To Go in Peace*
Perfect love drives out fear. —John the Apostle
Nate Gordon—a JAARS-trained pilot who was serving with YAJASI, our mission aviation partner in Papua, Indonesia—had five passengers and two stops to make. He’d just landed at an airstrip in Fayu territory to drop off three of the passengers. The plan was then to take the other two, a young Elopi couple, on to their village 15 miles away. Nate swung out of the seat and down to the muddy airstrip. As he’d done perhaps a thousand times, his hand automatically reached back to the latch to open the rear door of the aircraft. Finding the familiar handle, he felt another hand clamp itself firmly on top of his. Someone didn’t want that door open.
“What’s the matter?” he asked.
“I’m scared. I’m not getting out of the airplane,” came the response. The voice belonged to the Elopi man Nate was to drop at the next village. It dawned on him that historically the Elopi and the Fayu had done their level best to wipe each other out. A recent ambush had left three people dead. The fact that 30 Fayu men were standing along the edge of the airstrip, armed to the teeth with bows and arrows and spears, probably didn’t help much.
Nate assured his Elopi friend that these people weren’t party to the warfare; they were armed for self-defense … or hunting perhaps? These Fayu, Nate promised, were friendly and wouldn’t hurt him or his wife. Nate even gave him his personal guarantee of their safety. No dice. His hand remained firmly clamped on Nate’s, preventing him from opening the door.
“Okay,” Nate thought. “You can wait in the airplane and roast if you want.” Nate helped the other passengers out of the airplane—the two seated in the aft seats actually had to climb over the immovable couple. He then began to unload the cargo pod.
As usual, the people from the Fayu community began crowding around the airplane. Nate noticed several talking through the window to the Elopi man and his wife in the middle seats. Because the Fayu and Elopi languages are mutually unintelligible, they had to use Indonesian, which meant Nate could understand the conversation.
The Fayu were attempting to convince the man in the aircraft that they were friendly, trying to reach their arms around the firmly clenched door to shake his hand. Pulling cargo out of the pod, Nate kept a close eye on the proceedings. Despite the confident voice of his own assurances, he wasn’t 100 percent convinced of the Fayus’ peaceful intentions. The Fayus kept repeating a phrase. Nate had to listen closely to catch it.
“Don’t worry; we have Jesus now.”
The next thing Nate knew, the door was open and the male Elopi passenger was walking toward the jungle at the edge of the airstrip, hand-in-hand with his erstwhile enemy. This caused Nate no small degree of alarm. Treachery is a highly esteemed character trait in those parts—using friendliness to break down a victim’s guard before moving in for the kill.

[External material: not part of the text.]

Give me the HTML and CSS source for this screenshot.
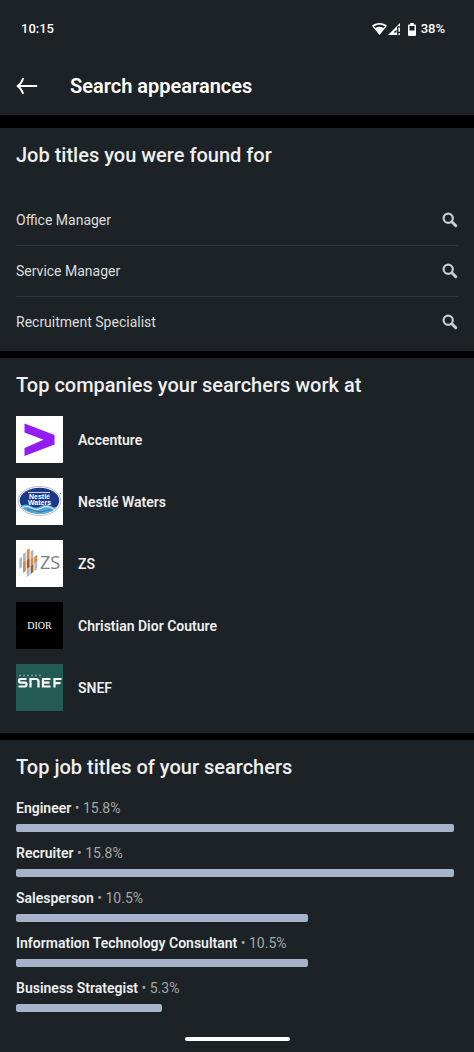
FILE: index.html
```html
<!DOCTYPE html>
<html lang="en">
<head>
<meta charset="utf-8">
<meta name="viewport" content="width=device-width, initial-scale=1">
<title>Search appearances</title>
<link rel="stylesheet" href="styles.css">
</head>
<body>
<svg class="defs" aria-hidden="true">
  <symbol id="search" viewBox="0 0 16 16">
    <circle cx="6.200" cy="6.200" r="4.600" fill="none" stroke="currentColor" stroke-width="2.200"/>
    <path d="M9.800 9.800 13.800 13.800" stroke="currentColor" stroke-width="3" stroke-linecap="round"/>
  </symbol>
</svg>
<header class="top">
  <div class="status">
    <span>10:15</span>
    <div class="status-icons">
      <svg width="15" height="12" viewBox="0 0 15 12" aria-hidden="true">
        <path d="M7.500 0C4.600 0 2 1 0 2.800L7.500 12 15 2.800C13 1 10.400 0 7.500 0Z" fill="currentColor"/>
        <path d="M2 3.400C5 1.300 10 1.300 13 3.400L11.700 5C9 3.400 6 3.400 3.300 5Z" fill="#1d2226"/>
      </svg>
      <svg width="13" height="12" viewBox="0 0 13 12" aria-hidden="true">
        <path d="M0 12 12 0V3.500H9.500V12Z" fill="currentColor"/>
        <path d="M5.500 9.500 8.500 6.500V9.500Z" fill="#1d2226"/>
        <path d="M9.200 3.500H12V12H9.200Z" fill="#1d2226"/>
        <path d="M11.200 4.500V8.800M11.200 10.300V12" stroke="currentColor" stroke-width="1.500"/>
      </svg>
      <svg class="battery" width="8" height="13" viewBox="0 0 8 13" aria-hidden="true">
        <path d="M2.300 0H5.700V1.500H7A1 1 0 0 1 8 2.500V12A1 1 0 0 1 7 13H1A1 1 0 0 1 0 12V2.500A1 1 0 0 1 1 1.500H2.300Z" fill="currentColor"/>
        <path d="M1.500 3H6.500V7.500H1.500Z" fill="#1d2226"/>
      </svg>
      <span>38%</span>
    </div>
  </div>
  <div class="title-bar">
    <button class="back" type="button" aria-label="Back">
      <svg width="22" height="18" viewBox="0 0 22 18" fill="none" stroke="currentColor" stroke-width="1.900" stroke-linecap="round" stroke-linejoin="round"><path d="M20.500 9H1.500M7 1.800C5.500 5.500 4 7.500 1.500 9C4 10.500 5.500 12.500 7 16.200"/></svg>
    </button>
    <h1 class="title">Search appearances</h1>
  </div>
</header>
<main class="content">
  <section class="panel found">
    <h2 class="heading">Job titles you were found for</h2>
    <ul class="titles">
      <li><a class="title-link" href="#">Office Manager<svg width="16" height="16"><use href="#search"/></svg></a></li>
      <li><a class="title-link" href="#">Service Manager<svg width="16" height="16"><use href="#search"/></svg></a></li>
      <li><a class="title-link" href="#">Recruitment Specialist<svg width="16" height="16"><use href="#search"/></svg></a></li>
    </ul>
  </section>
  <section class="panel companies">
    <h2 class="heading">Top companies your searchers work at</h2>
    <ul class="company-list">
      <li class="company">
        <svg class="logo" viewBox="0 0 47 47" aria-hidden="true"><path fill="#fff" d="M0 0H47V47H0Z"/><path fill="#951bf5" d="M8.500 7.500 38.500 19V28.500L8.500 40V32L27.500 23.800 8.500 16.500Z"/></svg>
        <span>Accenture</span>
      </li>
      <li class="company">
        <svg class="logo" viewBox="0 0 47 47" aria-hidden="true">
          <path fill="#fff" d="M0 0H47V47H0Z"/>
          <ellipse cx="23.500" cy="23" rx="21.300" ry="14.500" fill="#fff" stroke="#a3acb9" stroke-width="0.800"/>
          <ellipse cx="23.500" cy="22.500" rx="19.800" ry="12.800" fill="#1c388b"/>
          <path d="M4.500 28Q10 25 15 28T25 28T35 28T42.500 27C39 33 32 36 23.500 36S8 33 4.500 28Z" fill="#55a5d6"/>
          <path d="M6 29.500Q11 27 15.500 30T25.500 30T35.500 30T41 29.500" fill="none" stroke="#c4e6f5" stroke-width="1.300"/>
          <path d="M11 32Q16 31 20 33T29 33T36 32" fill="none" stroke="#2878b7" stroke-width="1"/>
          <path d="M12 14.500H34" stroke="#fff" stroke-width="0.800"/>
          <text class="nestle-text" x="23.500" y="20.500">Nestlé</text>
          <text class="nestle-text" x="23.500" y="26.500">Waters</text>
          <circle cx="44.500" cy="15.500" r="0.700" fill="#667"/>
        </svg>
        <span>Nestlé Waters</span>
      </li>
      <li class="company">
        <svg class="logo" viewBox="0 0 47 47" aria-hidden="true">
          <path fill="#fff" d="M0 0H47V47H0Z"/>
          <path fill="#a8b8c5" d="M3.300 18.500 6 17V27L3.300 29ZM7 14 9.800 12V20L7 22ZM10.800 29 13.600 27V35L10.800 37ZM14.600 11.500 17.400 9.500V17L14.600 19ZM18.400 17 21.200 15V29L18.400 31Z"/>
          <path fill="#d58a46" d="M7 22 9.800 20V31L7 33ZM10.800 10 13.600 8V18L10.800 20ZM14.600 19 17.400 17V24L14.600 26ZM18.400 17 21.200 15V21L18.400 23Z"/>
          <path fill="#9a5d33" d="M10.800 20 13.600 18V27L10.800 29ZM14.600 26 17.400 24V32L14.600 34Z"/>
          <text class="zs-text" x="24" y="29">ZS</text>
        </svg>
        <span>ZS</span>
      </li>
      <li class="company">
        <svg class="logo" viewBox="0 0 47 47" aria-hidden="true"><path d="M0 0H47V47H0Z"/><text class="dior-text" x="23.500" y="27">DIOR</text></svg>
        <span>Christian Dior Couture</span>
      </li>
      <li class="company">
        <svg class="logo" viewBox="0 0 47 47" aria-hidden="true">
          <path fill="#245a54" d="M0 0H47V47H0Z"/>
          <path d="M3 11.500H27" stroke="#75a09a" stroke-width="1.300" stroke-dasharray="2 2"/>
          <g fill="none" stroke="#fff" stroke-width="2.200">
            <path d="M10.500 15H4.500Q3 15 3 16.800T4.500 18.700H9Q10.500 18.700 10.500 20.600T9 22.500H2.500"/>
            <path d="M14.500 23.500V15H20Q22.500 15 22.500 17.500V23.500"/>
            <path d="M34.500 15H27V22.500H34.500M27 18.700H33.500M38.500 23.500V15H45.500M38.500 19.200H44.500"/>
          </g>
        </svg>
        <span>SNEF</span>
      </li>
    </ul>
  </section>
  <section class="panel searchers">
    <h2 class="heading">Top job titles of your searchers</h2>
    <ul class="stats">
      <li class="stat"><p class="stat-label"><b>Engineer</b> • 15.8%</p><div class="bar" style="width:99%"></div></li>
      <li class="stat"><p class="stat-label"><b>Recruiter</b> • 15.8%</p><div class="bar" style="width:99%"></div></li>
      <li class="stat"><p class="stat-label"><b>Salesperson</b> • 10.5%</p><div class="bar" style="width:66%"></div></li>
      <li class="stat"><p class="stat-label"><b>Information Technology Consultant</b> • 10.5%</p><div class="bar" style="width:66%"></div></li>
      <li class="stat"><p class="stat-label"><b>Business Strategist</b> • 5.3%</p><div class="bar" style="width:33%"></div></li>
    </ul>
    <div class="home-indicator"></div>
  </section>
</main>
</body>
</html>
```
FILE: styles.css
```css
* { box-sizing: border-box; }
body {
  margin: 0;
  background: #000;
  color: #eeeff0;
  font-family: Roboto, "Liberation Sans", sans-serif;
  font-size: 14px;
  line-height: 20px;
}
h1, h2, p, ul { margin: 0; padding: 0; }
ul { list-style: none; }
.defs { position: absolute; width: 0; height: 0; }
.top { background: #1d2226; color: #fff; padding-bottom: 1px; }
.status {
  display: flex;
  align-items: center;
  justify-content: space-between;
  height: 58px;
  padding: 0 29px 0 21px;
  font-size: 13px;
  font-weight: 500;
}
.status-icons { display: flex; align-items: center; gap: 1px; }
.battery { margin: 0 4px 0 6px; }
.title-bar { display: flex; align-items: center; height: 56px; padding: 0 16px; }
.back {
  display: flex;
  width: 54px;
  padding: 0;
  border: 0;
  background: none;
  color: inherit;
}
.title { font-size: 20px; line-height: 28px; font-weight: 600; }
.content { display: flex; flex-direction: column; gap: 7px; margin-top: 13px; }
.panel { background: #1d2226; padding: 13px 16px 0; }
.heading { font-size: 20px; line-height: 28px; font-weight: 500; margin-bottom: 17px; }
.found { padding-bottom: 3px; }
.titles { padding-top: 9px; }
.titles li { border-bottom: 1px solid #33373b; }
.titles li:last-child { border-bottom-color: transparent; }
.title-link {
  display: flex;
  align-items: center;
  justify-content: space-between;
  height: 50px;
  color: #dcddde;
  text-decoration: none;
}
.title-link svg { color: #c9cbcd; }
.companies { padding-bottom: 22px; }
.company-list { display: grid; gap: 15px; }
.company { display: flex; align-items: center; gap: 15px; font-weight: 600; }
.logo { width: 47px; height: 47px; }
.nestle-text { font: bold 7px "Liberation Sans", sans-serif; fill: #fff; text-anchor: middle; }
.zs-text { font: 18px "Open Sans", sans-serif; fill: #7b7b7b; }
.dior-text { font: 10px "Liberation Serif", serif; fill: #fff; text-anchor: middle; }
.stats { display: grid; gap: 11px; }
.stat-label { color: #a4a7a9; margin-bottom: 6px; }
.stat-label b { color: #eeeff0; font-weight: 600; }
.bar { height: 8px; border-radius: 2px; background: #a5b4cb; }
.searchers { padding-bottom: 11px; }
.home-indicator { width: 105px; height: 4px; margin: 25px auto 0; border-radius: 2px; background: #fff; }
```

Nate jumped in with a query as to what was going on. It turned out the Elopi passenger had a very real need to visit the Little Boys’ Room (which, in the Papuan context, is any part of the jungle not currently being used as a Little Girls’ Room). The Fayu man at the airplane’s door had guaranteed the Elopi passenger’s safety and would hold his hand for the entire time he was out of the airplane as a sign of that guarantee.
Greater love has no man … than to hold the hand of an enemy so that he can ‘go in peace.’
Building this airstrip by hand, in the middle of the jungle, was a five-year herculean feat. Everything about reaching the isolated peoples of Papua consumes an enormous amount of time, money and effort. Why bother?
“Don’t worry; we have Jesus now.”
Please pray that many more people in Papua, Indonesia, will experience firsthand the transforming power and peace of God’s Word.